What to do:
The records below hold pictures; please leave those out and retype the rest exactly.

-- start --

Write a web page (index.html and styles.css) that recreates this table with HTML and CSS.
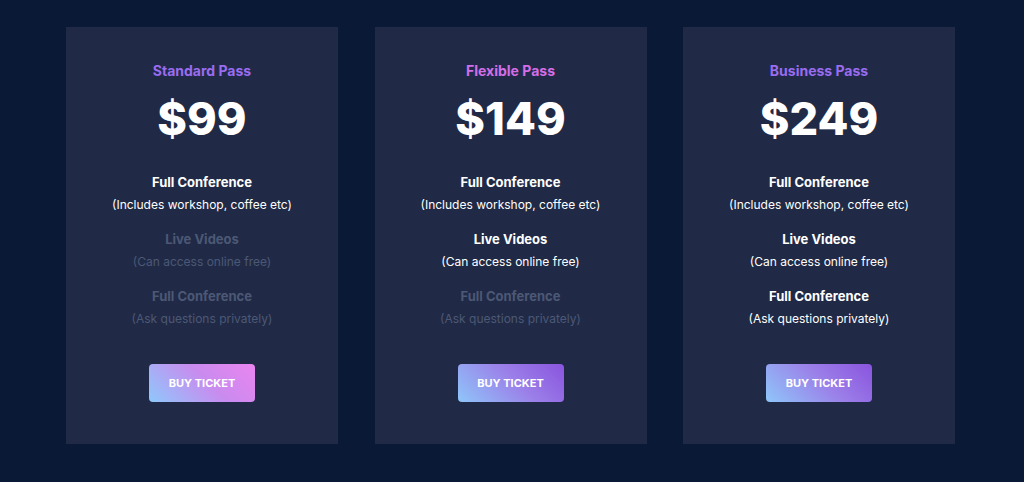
FILE: index.html
```html
<!DOCTYPE html>
<html lang="en">
<head>
<meta charset="UTF-8">
<meta name="viewport" content="width=device-width, initial-scale=1.0">
<title>Tickets</title>
<link rel="stylesheet" href="styles.css">
</head>
<body>
    <div class="pricing">
        <div class="card">
            <h3 class="plan purple">Standard Pass</h3>
            <div class="price">$99</div>
            <ul class="features">
                <li><strong>Full Conference</strong><span>(Includes workshop, coffee etc)</span></li>
                <li class="off"><strong>Live Videos</strong><span>(Can access online free)</span></li>
                <li class="off"><strong>Full Conference</strong><span>(Ask questions privately)</span></li>
            </ul>
            <button class="btn pink">BUY TICKET</button>
        </div>
        <div class="card">
            <h3 class="plan pinkish">Flexible Pass</h3>
            <div class="price">$149</div>
            <ul class="features">
                <li><strong>Full Conference</strong><span>(Includes workshop, coffee etc)</span></li>
                <li><strong>Live Videos</strong><span>(Can access online free)</span></li>
                <li class="off"><strong>Full Conference</strong><span>(Ask questions privately)</span></li>
            </ul>
            <button class="btn violet">BUY TICKET</button>
        </div>
        <div class="card">
            <h3 class="plan purple">Business Pass</h3>
            <div class="price">$249</div>
            <ul class="features">
                <li><strong>Full Conference</strong><span>(Includes workshop, coffee etc)</span></li>
                <li><strong>Live Videos</strong><span>(Can access online free)</span></li>
                <li><strong>Full Conference</strong><span>(Ask questions privately)</span></li>
            </ul>
            <button class="btn violet">BUY TICKET</button>
        </div>
    </div>
</body>
</html>
```

FILE: styles.css
```css
body {
    font-family: "Inter", "Noto Sans", sans-serif;
    margin: 0;
    padding: 0;
    background-color: #0a1a36;
    color: #fff;
}
.pricing {
    display: flex;
    gap: 36.5px;
    padding-top: 27px;
    padding-left: 66px;
}
.card {
    width: 272px;
    height: 417px;
    background-color: #202a46;
    display: flex;
    flex-direction: column;
    align-items: center;
    box-sizing: border-box;
    padding-top: 35px;
}
.plan {
    margin: 0;
    font-size: 14px;
    font-weight: 700;
    line-height: 18px;
}
.purple {
    color: #9a6cf0;
}
.pinkish {
    color: #d46ee8;
}
.price {
    margin-top: 9px;
    font-size: 45px;
    font-weight: 800;
    line-height: 60px;
}
.features {
    list-style: none;
    margin: 22px 0 0;
    padding: 0;
    text-align: center;
}
.features li {
    display: flex;
    flex-direction: column;
    align-items: center;
    margin-bottom: 12px;
}
.features strong {
    font-size: 13px;
    font-weight: 700;
    line-height: 22px;
}
.features span {
    margin-top: 1px;
    font-size: 12px;
    line-height: 22px;
}
.features li.off {
    color: #4c5875;
}
.btn {
    margin-top: 22px;
    width: 106px;
    height: 38px;
    border: none;
    border-radius: 4px;
    color: #fff;
    font-family: inherit;
    font-size: 11px;
    font-weight: 700;
    cursor: pointer;
}
.btn.pink {
    background: linear-gradient(45deg, #8ec8fb 0%, #c98bef 55%, #ea85f0 100%);
}
.btn.violet {
    background: linear-gradient(45deg, #8fc6fa 0%, #9b7fe8 55%, #8a54df 100%);
}
```
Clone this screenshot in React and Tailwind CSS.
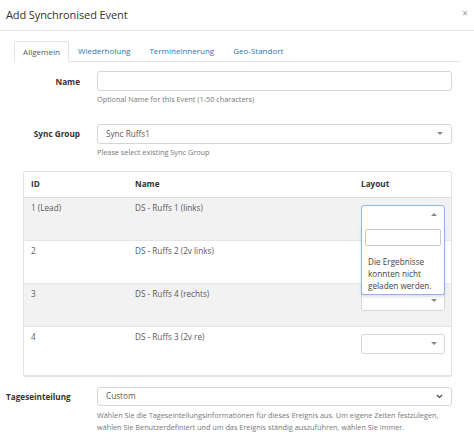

-- end --

Solution to this problem:
Write a web page (index.html and styles.css) that recreates this table with HTML and CSS.
FILE: index.html
```html
<!DOCTYPE html>
<html lang="en">
<head>
<meta charset="UTF-8">
<meta name="viewport" content="width=device-width, initial-scale=1.0">
<title>Tickets</title>
<link rel="stylesheet" href="styles.css">
</head>
<body>
    <div class="pricing">
        <div class="card">
            <h3 class="plan purple">Standard Pass</h3>
            <div class="price">$99</div>
            <ul class="features">
                <li><strong>Full Conference</strong><span>(Includes workshop, coffee etc)</span></li>
                <li class="off"><strong>Live Videos</strong><span>(Can access online free)</span></li>
                <li class="off"><strong>Full Conference</strong><span>(Ask questions privately)</span></li>
            </ul>
            <button class="btn pink">BUY TICKET</button>
        </div>
        <div class="card">
            <h3 class="plan pinkish">Flexible Pass</h3>
            <div class="price">$149</div>
            <ul class="features">
                <li><strong>Full Conference</strong><span>(Includes workshop, coffee etc)</span></li>
                <li><strong>Live Videos</strong><span>(Can access online free)</span></li>
                <li class="off"><strong>Full Conference</strong><span>(Ask questions privately)</span></li>
            </ul>
            <button class="btn violet">BUY TICKET</button>
        </div>
        <div class="card">
            <h3 class="plan purple">Business Pass</h3>
            <div class="price">$249</div>
            <ul class="features">
                <li><strong>Full Conference</strong><span>(Includes workshop, coffee etc)</span></li>
                <li><strong>Live Videos</strong><span>(Can access online free)</span></li>
                <li><strong>Full Conference</strong><span>(Ask questions privately)</span></li>
            </ul>
            <button class="btn violet">BUY TICKET</button>
        </div>
    </div>
</body>
</html>
```

FILE: styles.css
```css
body {
    font-family: "Inter", "Noto Sans", sans-serif;
    margin: 0;
    padding: 0;
    background-color: #0a1a36;
    color: #fff;
}
.pricing {
    display: flex;
    gap: 36.5px;
    padding-top: 27px;
    padding-left: 66px;
}
.card {
    width: 272px;
    height: 417px;
    background-color: #202a46;
    display: flex;
    flex-direction: column;
    align-items: center;
    box-sizing: border-box;
    padding-top: 35px;
}
.plan {
    margin: 0;
    font-size: 14px;
    font-weight: 700;
    line-height: 18px;
}
.purple {
    color: #9a6cf0;
}
.pinkish {
    color: #d46ee8;
}
.price {
    margin-top: 9px;
    font-size: 45px;
    font-weight: 800;
    line-height: 60px;
}
.features {
    list-style: none;
    margin: 22px 0 0;
    padding: 0;
    text-align: center;
}
.features li {
    display: flex;
    flex-direction: column;
    align-items: center;
    margin-bottom: 12px;
}
.features strong {
    font-size: 13px;
    font-weight: 700;
    line-height: 22px;
}
.features span {
    margin-top: 1px;
    font-size: 12px;
    line-height: 22px;
}
.features li.off {
    color: #4c5875;
}
.btn {
    margin-top: 22px;
    width: 106px;
    height: 38px;
    border: none;
    border-radius: 4px;
    color: #fff;
    font-family: inherit;
    font-size: 11px;
    font-weight: 700;
    cursor: pointer;
}
.btn.pink {
    background: linear-gradient(45deg, #8ec8fb 0%, #c98bef 55%, #ea85f0 100%);
}
.btn.violet {
    background: linear-gradient(45deg, #8fc6fa 0%, #9b7fe8 55%, #8a54df 100%);
}
```
Clone this screenshot in React and Tailwind CSS.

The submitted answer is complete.